Some paragraph-answer questions may be specified on the exam as permitting two-paragraph responses. In those cases, they will count for two answers.
Research Papers

The Nature of the Beast
The research paper is what it says.  It presents your original research, formulating your findings as an analytical, interpretive contribution to your chosen topic .  The research paper puts you in the position of the historian.

These guidelines will start you on the process.  The website is divided into four sections:

Introduction to the research paper
Constructing a research paper
Finding a topic and sources
Moving towards the final paper (assignments)

Before continuing to those pages, please finish these guidelines.

Your paper may deal with any topic in the history of science in the U.S.  You may  define science in the broad sense we have used in this course.  The subject matter must be historical, and topics must lie at least 25 years in the past. 

Your aim is not simply to report what happened, but to analyze and interpret.  You must develop a thesis and an argument to support it.  Explain the significance and implications of your topic;  fit it into what we have learned in class.  Your argument must be based on research in primary sources (at least two) and secondary sources (at least two).

The paper of 9-12 pages is due at the beginning of class on Monday, November 25. Intermediate assignments are due on September 20 (first thoughts), October 4 (topic), October 28 (source list), and November 6 (abstract).

It is highly recommended that you seek help from a friend in revising.  An argument must be persuasive to the reader, so try to get comments.  The Student Learning Center offers drop-in writing tutoring.  You may consult with classmates indeed, you are encouraged to but the paper you turn in must be your own work.  If you have questions, please ask.

Don't even think of using a paper from a proprietary website.  If you take text off the web, be assured I will find it.  And I know the print literature;  I will look up your sources.

Reading Strategies:

Some Reading Strategies for History Courses: A List of Informal Suggestions

Facts and Dates
History isn't just about learning facts and dates.  It's also about understanding how and why things happened.  So don't get bogged down in all the facts and dates, at the expense of the big picture.  Ask, "Why would this event be important, and how does it relate to other events?"  These questions give you the framework to hang your facts and dates on. This is not to say that you can forget all facts and dates, but it is to suggest remembering them within a meaningful context.

Information Overload
History readings often give you more information than you actually need to remember.  Again, here the big picture is important.  Authors include details to make their cases more persuasive or memorable.  But on the same principle as above, not all these details need to be noted down and stored away.

Active Reading
History courses have a lot of reading.  Therefore you need to practice active, intelligent reading.  Keep asking yourself, "What is the point of all this?  What am I supposed to be getting out of it?"  Then organize your reading around answering those questions.  It helps to scan material quickly before really getting into it;  it helps to look back over it afterwards to fix the main points in your mind.

Types of Sources
History courses use different kinds of materials that demand different kinds of reading.  For instance, a narrative of someone's life may be quicker and easier to read than a historian's analysis of an event and its reasons.  A primary document will make you ask different questions from a textbook account.
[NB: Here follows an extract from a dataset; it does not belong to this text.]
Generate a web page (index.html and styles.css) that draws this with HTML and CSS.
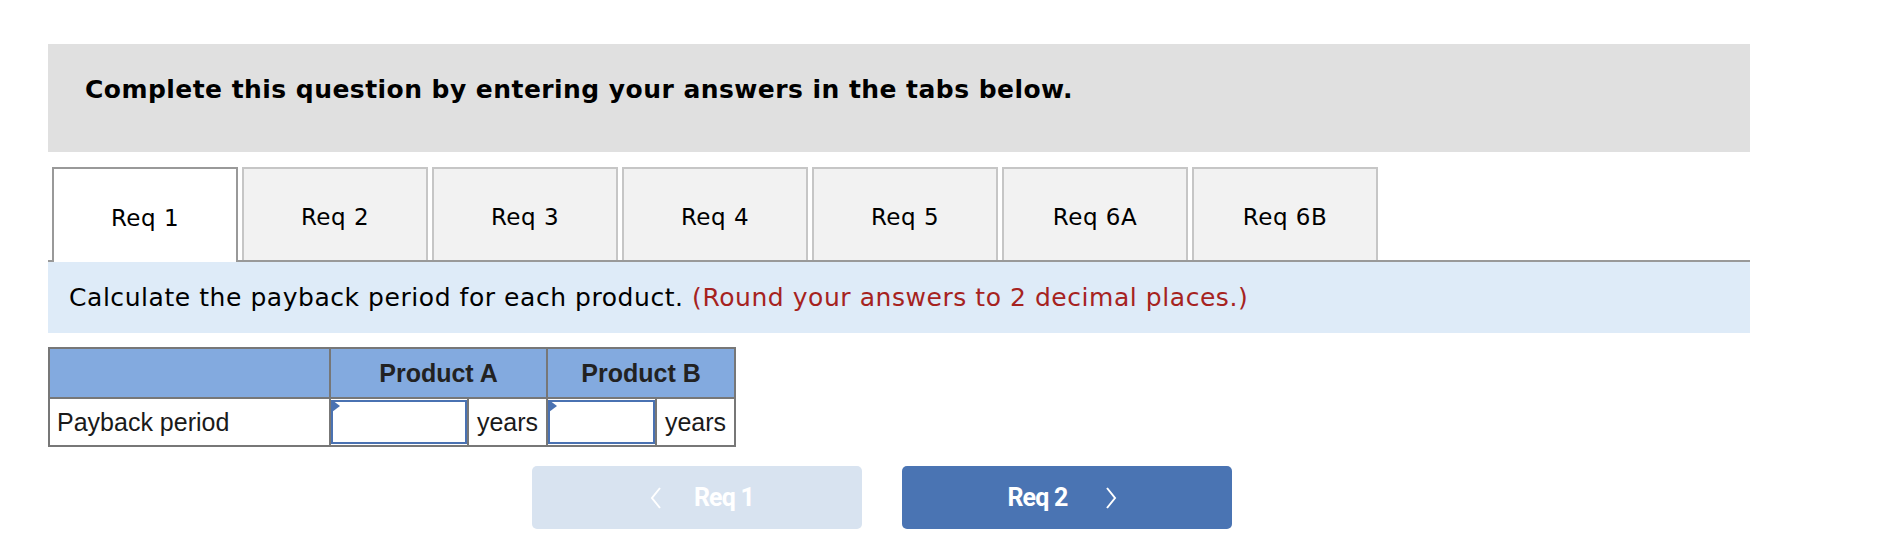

History is interpretive. Historians (authors, people in general) will sometimes tell different stories about events or attribute different significance to them.  The accounts you have before you do not represent the final truth.  This does not mean, though, that history is bunk (to cite Henry Ford).  What these accounts represent are the efforts of (usually) intelligent, thoughtful people to make sense of what we can find out about what happened in the past.